Show the students the vertical profile of pH with depth off the OR coast found in the Background section and have a discussion with them about the source of the low pH on the shelf.
With the combination of data, ask students to explain how a change in the wind direction results in change in pH of surface water along coastal Oregon.
Complete the Application section of this activity. Have students answer the questions and discuss as a group.
Group discussion questions:
Would you expect this same pattern on the east coast? Why or why not?
Draw your prediction of nitrate levels over the time frame displayed in the pH graph. Why would you expect this trend?.
Writing prompt: You are in a conversation with someone who claims it is good that the ocean absorbs atmospheric CO2 because it reduces greenhouse gases in the atmosphere. How could you convince them that they're wrong?

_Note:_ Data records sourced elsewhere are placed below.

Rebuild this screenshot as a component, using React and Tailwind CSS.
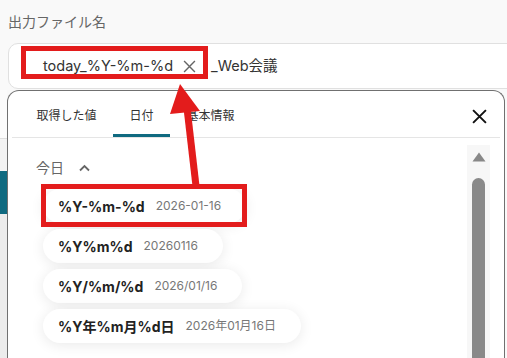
import React from 'react';

const items = [
  { fmt: '%Y-%m-%d', value: '2026-01-16' },
  { fmt: '%Y%m%d', value: '20260116' },
  { fmt: '%Y/%m/%d', value: '2026/01/16' },
  { fmt: '%Y年%m月%d日', value: '2026年01月16日' },
];

const tabs = ['取得した値', '日付', '基本情報'];

const App = () => {
  return (
    <div className="relative h-[358px] w-[507px] overflow-hidden bg-[#f9f9f9] font-['Inter','Noto_Sans_CJK_JP',sans-serif]">
      <div className="h-[43px] pl-2 pt-[13px] text-[14px] leading-[18px] text-[#666]">出力ファイル名</div>

      <div className="ml-2 flex h-[46px] w-[520px] items-center rounded-[10px] border border-[#e0e0e0] bg-white text-[14.5px] text-[#333]">
        <span className="ml-[34px]">today_%Y-%m-%d</span>
        <svg className="ml-[10px] h-[13px] w-[13px]" viewBox="0 0 12 12" fill="none" stroke="#666" strokeWidth="1.3">
          <path d="M1 1l10 10M11 1L1 11" />
        </svg>
        <span className="ml-[15px]">_Web会議</span>
      </div>

      <div className="mt-[1px] flex h-[270px]">
        <div className="flex w-[7px] flex-col">
          <div className="h-[49px] border-b border-[#dedede] bg-[#fbfbfb]" />
          <div className="h-[32px] bg-[#f3f3f3]" />
          <div className="h-[43px] bg-[#0f6a80]" />
          <div className="flex-1 bg-[#ececec]" />
        </div>

        <div className="mr-[2px] flex flex-1 flex-col rounded-t-[12px] border-x border-t border-[#707070] bg-white">
          <div className="mx-1 flex h-[47px] items-stretch border-b border-[#e5e5e5] pl-2">
            {tabs.map((t, i) => (
              <div
                key={t}
                className={`flex items-center border-b-[3px] px-[16.5px] pt-[7px] text-[12px] text-[#333] ${
                  i === 1 ? 'border-[#0f6a80]' : 'border-transparent'
                }`}
              >
                {t}
              </div>
            ))}
            <div className="ml-auto mr-[13px] flex items-center pt-[5px]">
              <svg className="h-[15px] w-[15px]" viewBox="0 0 14 14" fill="none" stroke="#111" strokeWidth="1.8">
                <path d="M1 1l12 12M13 1L1 13" />
              </svg>
            </div>
          </div>

          <div className="flex flex-1">
            <div className="flex-1 pl-[28px] pt-[20px]">
              <div className="flex items-center text-[14px] leading-[20px] text-[#666]">
                今日
                <svg className="ml-[15px] h-[8px] w-[11px]" viewBox="0 0 11 8" fill="none" stroke="#666" strokeWidth="1.8">
                  <path d="M1 6.5L5.5 2L10 6.5" />
                </svg>
              </div>
              <div className="ml-[7px] mt-[11px] flex flex-col items-start gap-[6px]">
                {items.map((it) => (
                  <div
                    key={it.fmt}
                    className="flex h-[34px] items-center gap-[11px] rounded-full bg-white pl-[15px] pr-[25px] shadow-[0_2px_14px_rgba(0,0,0,0.09)]"
                  >
                    <span className="text-[14px] font-bold text-[#222]">{it.fmt}</span>
                    <span className="text-[12px] text-[#777]">{it.value}</span>
                  </div>
                ))}
              </div>
            </div>

            <div className="mr-[14px] mt-[7px] flex w-[23px] flex-col items-center bg-[#f7f7f7]">
              <svg className="mt-[7px] h-[10px] w-[14px]" viewBox="0 0 14 10">
                <path d="M7 0.5L13.5 9.5H0.5Z" fill="#888" />
              </svg>
              <div className="mt-[16px] w-[13px] flex-1 rounded-t-full bg-[#898989]" />
            </div>
          </div>
        </div>
      </div>

      <div className="pointer-events-none absolute left-[21px] top-[46px] h-[33px] w-[187px] border-[5px] border-[#e31c1c]" />
      <div className="pointer-events-none absolute left-[41px] top-[184px] h-[43px] w-[206px] border-[5px] border-[#e31c1c]" />
      <svg className="pointer-events-none absolute left-0 top-0" width="507" height="358" viewBox="0 0 507 358">
        <path d="M187 108L196 186" stroke="#e31c1c" strokeWidth="7" />
        <path d="M180 84L170 114L200 111Z" fill="#e31c1c" />
      </svg>
    </div>
  );
};

export default App;
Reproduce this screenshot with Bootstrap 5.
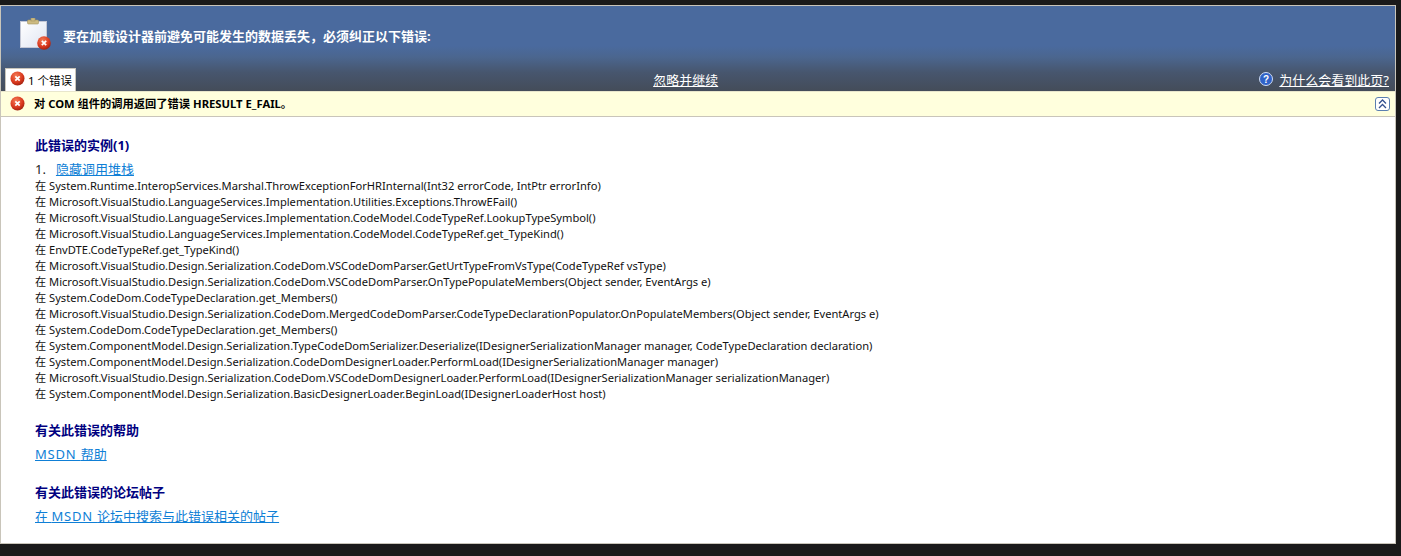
<!DOCTYPE html>
<html lang="zh">
<head>
<meta charset="utf-8">
<title>设计器错误</title>
<link href="https://cdn.jsdelivr.net/npm/bootstrap@5.3.0/dist/css/bootstrap.min.css" rel="stylesheet">
<style>
html,body{height:100%;}
body{background:#1a1a1a;font-family:"Noto Sans","Noto Sans CJK SC",sans-serif;font-size:11px;color:#000;padding:5px 5px 12px 0;overflow:hidden;}
.shell{height:539px;background:#fff;border:1px solid #c9c5ba;width:1396px;}
.head-band{height:85px;background:linear-gradient(to bottom,#4a6a9e 0,#4a6a9e 47%,#4b668f 60%,#47566e 78%,#444c59 100%);}
.head-title{padding:12px 0 0 18px;height:62px;gap:12px;}
.clip{width:32px;height:33px;flex:none;}
.head-text{color:#fff;font-weight:700;font-size:13px;margin-top:9px;}
.tab-row{height:23px;padding-left:4px;}
.err-tab{width:71px;height:23px;background:#fff;border:1px solid #c9c5ba;border-bottom:0;font-size:11.5px;padding-left:4px;gap:3px;color:#000;flex:none;}
.tab-glyph{margin-top:-3px;}
.tab-label{padding-top:1px;}
.skip-link,.why-link{color:#fff;font-size:13px;text-decoration:underline;}
.skip-link:hover,.why-link:hover{color:#fff;}
.skip-wrap{flex:1;text-align:center;padding-left:36px;padding-bottom:1px;}
.why-wrap{padding-right:6px;gap:6px;padding-bottom:1px;}
.why-glyph{margin-top:-3px;}
.alert-band{height:26px;background:#ffffdd;border-top:1px solid #e8e6cc;border-bottom:1px solid #c9c5ba;padding:0 5px 0 9px;gap:9px;font-weight:700;font-size:11.25px;}
.alert-glyph{margin-top:-1px;}
.alert-copy{padding-top:1px;}
.collapse-btn{width:15px;height:14px;border:1px solid #5b7fb0;border-radius:3px;background:#fff;}
.content-area{padding:19px 0 0 34px;}
.sect-title{color:#000080;font-weight:700;font-size:13px;line-height:18px;margin:0;}
.num-line{font-size:13px;line-height:20px;margin-top:5px;color:#222;}
.num-line a{margin-left:10px;}
.blue-link{color:#0f7fd6;font-size:13px;}
.latin-run{letter-spacing:.8px;}
.trace{line-height:16px;font-size:11.15px;margin-top:-1px;color:#111;}
.sect-gap{margin-top:19px;}
.sect-gap-tight{margin-top:19px;}
.link-line{line-height:18px;margin-top:6px;}
</style>
</head>
<body>
<div class="shell d-flex flex-column">
  <div class="head-band d-flex flex-column">
    <div class="head-title d-flex align-items-start">
      <div class="clip">
        <svg width="32" height="33" viewBox="0 0 32 33">
          <defs>
            <linearGradient id="pg" x1="0" y1="0" x2="1" y2="1"><stop offset="0" stop-color="#fff"/><stop offset="1" stop-color="#dfe4f2"/></linearGradient>
            <radialGradient id="rg" cx="0.4" cy="0.3" r="0.8"><stop offset="0" stop-color="#f47a55"/><stop offset="0.6" stop-color="#d9381e"/><stop offset="1" stop-color="#8c1a0c"/></radialGradient>
          </defs>
          <rect x="1.5" y="3.5" width="26" height="26" fill="url(#pg)" stroke="#c4c8d6"/>
          <rect x="8.5" y="2" width="11" height="4" rx="1" fill="#cdbb82" stroke="#a3935f" stroke-width=".6"/>
          <rect x="12" y="0" width="4" height="3" fill="#cdbb82" stroke="#a3935f" stroke-width=".6"/>
          <circle cx="25" cy="25" r="6.8" fill="url(#rg)"/>
          <path d="M22.8 22.8 L27.2 27.2 M27.2 22.8 L22.8 27.2" stroke="#fff" stroke-width="1.7"/>
        </svg>
      </div>
      <div class="head-text">要在加载设计器前避免可能发生的数据丢失，必须纠正以下错误:</div>
    </div>
    <div class="tab-row d-flex align-items-end">
      <div class="err-tab d-flex align-items-center">
        <svg class="tab-glyph" width="15" height="15" viewBox="0 0 15 15"><circle cx="7.5" cy="7.5" r="7" fill="url(#rg)"/><path d="M5.3 5.3 L9.7 9.7 M9.7 5.3 L5.3 9.7" stroke="#fff" stroke-width="1.7"/></svg>
        <span class="tab-label">1 个错误</span>
      </div>
      <div class="skip-wrap"><a class="skip-link" href="#">忽略并继续</a></div>
      <div class="why-wrap d-flex align-items-center">
        <svg class="why-glyph" width="14" height="14" viewBox="0 0 14 14"><circle cx="7" cy="7" r="6.5" fill="#2f62c8" stroke="#cfdcf5"/><text x="7" y="10.5" font-size="10" font-weight="700" fill="#fff" text-anchor="middle" font-family="Liberation Sans">?</text></svg>
        <a class="why-link" href="#">为什么会看到此页?</a>
      </div>
    </div>
  </div>
  <div class="alert-band d-flex align-items-center">
    <svg class="alert-glyph" width="15" height="15" viewBox="0 0 15 15"><circle cx="7.5" cy="7.5" r="7" fill="url(#rg)"/><path d="M5.3 5.3 L9.7 9.7 M9.7 5.3 L5.3 9.7" stroke="#fff" stroke-width="1.7"/></svg>
    <span class="alert-copy flex-grow-1">对 COM 组件的调用返回了错误 HRESULT E_FAIL。</span>
    <span class="collapse-btn d-flex align-items-center justify-content-center">
      <svg width="9" height="10" viewBox="0 0 9 10"><path d="M1 4.5 L4.5 1 L8 4.5 M1 9 L4.5 5.5 L8 9" fill="none" stroke="#34508f" stroke-width="1.3"/></svg>
    </span>
  </div>
  <div class="content-area">
    <div class="sect-title">此错误的实例(1)</div>
    <div class="num-line">1.<a class="blue-link" href="#">隐藏调用堆栈</a></div>
    <div class="trace">
      <div>在 System.Runtime.InteropServices.Marshal.ThrowExceptionForHRInternal(Int32 errorCode, IntPtr errorInfo)</div>
      <div>在 Microsoft.VisualStudio.LanguageServices.Implementation.Utilities.Exceptions.ThrowEFail()</div>
      <div>在 Microsoft.VisualStudio.LanguageServices.Implementation.CodeModel.CodeTypeRef.LookupTypeSymbol()</div>
      <div>在 Microsoft.VisualStudio.LanguageServices.Implementation.CodeModel.CodeTypeRef.get_TypeKind()</div>
      <div>在 EnvDTE.CodeTypeRef.get_TypeKind()</div>
      <div>在 Microsoft.VisualStudio.Design.Serialization.CodeDom.VSCodeDomParser.GetUrtTypeFromVsType(CodeTypeRef vsType)</div>
      <div>在 Microsoft.VisualStudio.Design.Serialization.CodeDom.VSCodeDomParser.OnTypePopulateMembers(Object sender, EventArgs e)</div>
      <div>在 System.CodeDom.CodeTypeDeclaration.get_Members()</div>
      <div>在 Microsoft.VisualStudio.Design.Serialization.CodeDom.MergedCodeDomParser.CodeTypeDeclarationPopulator.OnPopulateMembers(Object sender, EventArgs e)</div>
      <div>在 System.CodeDom.CodeTypeDeclaration.get_Members()</div>
      <div>在 System.ComponentModel.Design.Serialization.TypeCodeDomSerializer.Deserialize(IDesignerSerializationManager manager, CodeTypeDeclaration declaration)</div>
      <div>在 System.ComponentModel.Design.Serialization.CodeDomDesignerLoader.PerformLoad(IDesignerSerializationManager manager)</div>
      <div>在 Microsoft.VisualStudio.Design.Serialization.CodeDom.VSCodeDomDesignerLoader.PerformLoad(IDesignerSerializationManager serializationManager)</div>
      <div>在 System.ComponentModel.Design.Serialization.BasicDesignerLoader.BeginLoad(IDesignerLoaderHost host)</div>
    </div>
    <div class="sect-title sect-gap">有关此错误的帮助</div>
    <div class="link-line"><a class="blue-link" href="#"><span class="latin-run">MSDN </span>帮助</a></div>
    <div class="sect-title sect-gap-tight">有关此错误的论坛帖子</div>
    <div class="link-line"><a class="blue-link" href="#">在 <span class="latin-run">MSDN </span>论坛中搜索与此错误相关的帖子</a></div>
  </div>
</div>
<script src="https://cdn.jsdelivr.net/npm/bootstrap@5.3.0/dist/js/bootstrap.bundle.min.js"></script>
</body>
</html>
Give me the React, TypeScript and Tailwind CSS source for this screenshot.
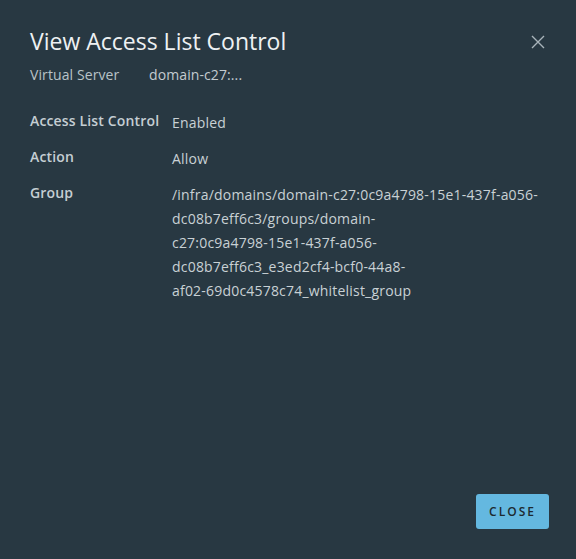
const groupLines = [
  "/infra/domains/domain-c27:0c9a4798-15e1-437f-a056-",
  "dc08b7eff6c3/groups/domain-",
  "c27:0c9a4798-15e1-437f-a056-",
  "dc08b7eff6c3_e3ed2cf4-bcf0-44a8-",
  "af02-69d0c4578c74_whitelist_group",
];

const labelClass =
  "w-[142px] shrink-0 text-[14px] font-semibold leading-[24px] tracking-[0.15px] text-[#c5ced3]";
const valueClass = "pt-[2px] text-[14px] leading-[24px] tracking-[0.2px] text-[#c9d1d5]";

export default function App() {
  return (
    <div
      className="flex h-[559px] w-[576px] flex-col bg-[#283842] pb-[30px] pl-[30px] pr-[27px] pt-[26px]"
      style={{ fontFamily: "'Open Sans', Lato, sans-serif" }}
    >
      <div className="flex items-start justify-between">
        <h1 className="text-[23px] leading-[30px] font-normal text-[#eef1f3]">
          View Access List Control
        </h1>
        <button className="mr-[3px] mt-[8px] text-[#a9b4ba]" aria-label="Close">
          <svg width="16" height="16" viewBox="0 0 16 16" fill="none" stroke="currentColor" strokeWidth="1.4">
            <path d="M2 2L14 14M14 2L2 14" />
          </svg>
        </button>
      </div>

      <div className="mt-[7px] flex text-[14px] leading-[24px] tracking-[0.1px] text-[#b9c3c8]">
        <span className="w-[119px]">Virtual Server</span>
        <span className="text-[#c3cbd0]">domain-c27:...</span>
      </div>

      <div className="mt-[22px] grid gap-y-[10px]">
        <div className="flex">
          <span className={labelClass}>Access List Control</span>
          <span className={valueClass}>Enabled</span>
        </div>
        <div className="flex">
          <span className={labelClass}>Action</span>
          <span className={valueClass}>Allow</span>
        </div>
        <div className="flex">
          <span className={labelClass}>Group</span>
          <span className={valueClass}>
            {groupLines.map((line) => (
              <span key={line} className="block">
                {line}
              </span>
            ))}
          </span>
        </div>
      </div>

      <div className="mt-auto flex justify-end">
        <button className="h-[35px] w-[73px] rounded-[3px] bg-[#64b8e0] text-[12px] font-semibold tracking-[2px] text-[#1d2a31]">
          CLOSE
        </button>
      </div>
    </div>
  );
}
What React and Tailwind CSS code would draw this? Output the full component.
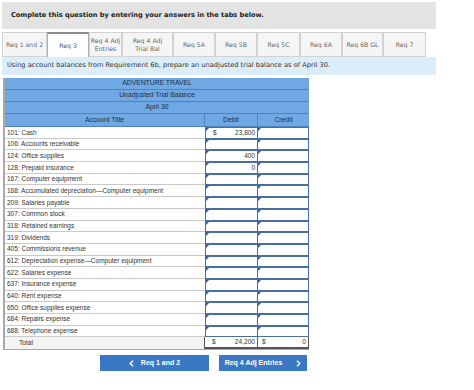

Think of one part of this exercise that was confusing or challenging for you. Why was it challenging? What did you do to overcome this difficulty?
Revisit the free write you completed earlier in class. Discuss how your knowledge of ocean acidification has changed. What would you be interested in learning more about?
Ask the students to consider how they learned and how much they learned and applied their learning through one or more of the following:
What new skills did you learn that helped you to figure out what was causing the low pH in surface waters?
What concepts did you need to learn more about in order to figure out the connection between winds and the seawater properties?
What new connections between concepts did you make?
In what ways did these connections help you to understand the concepts better?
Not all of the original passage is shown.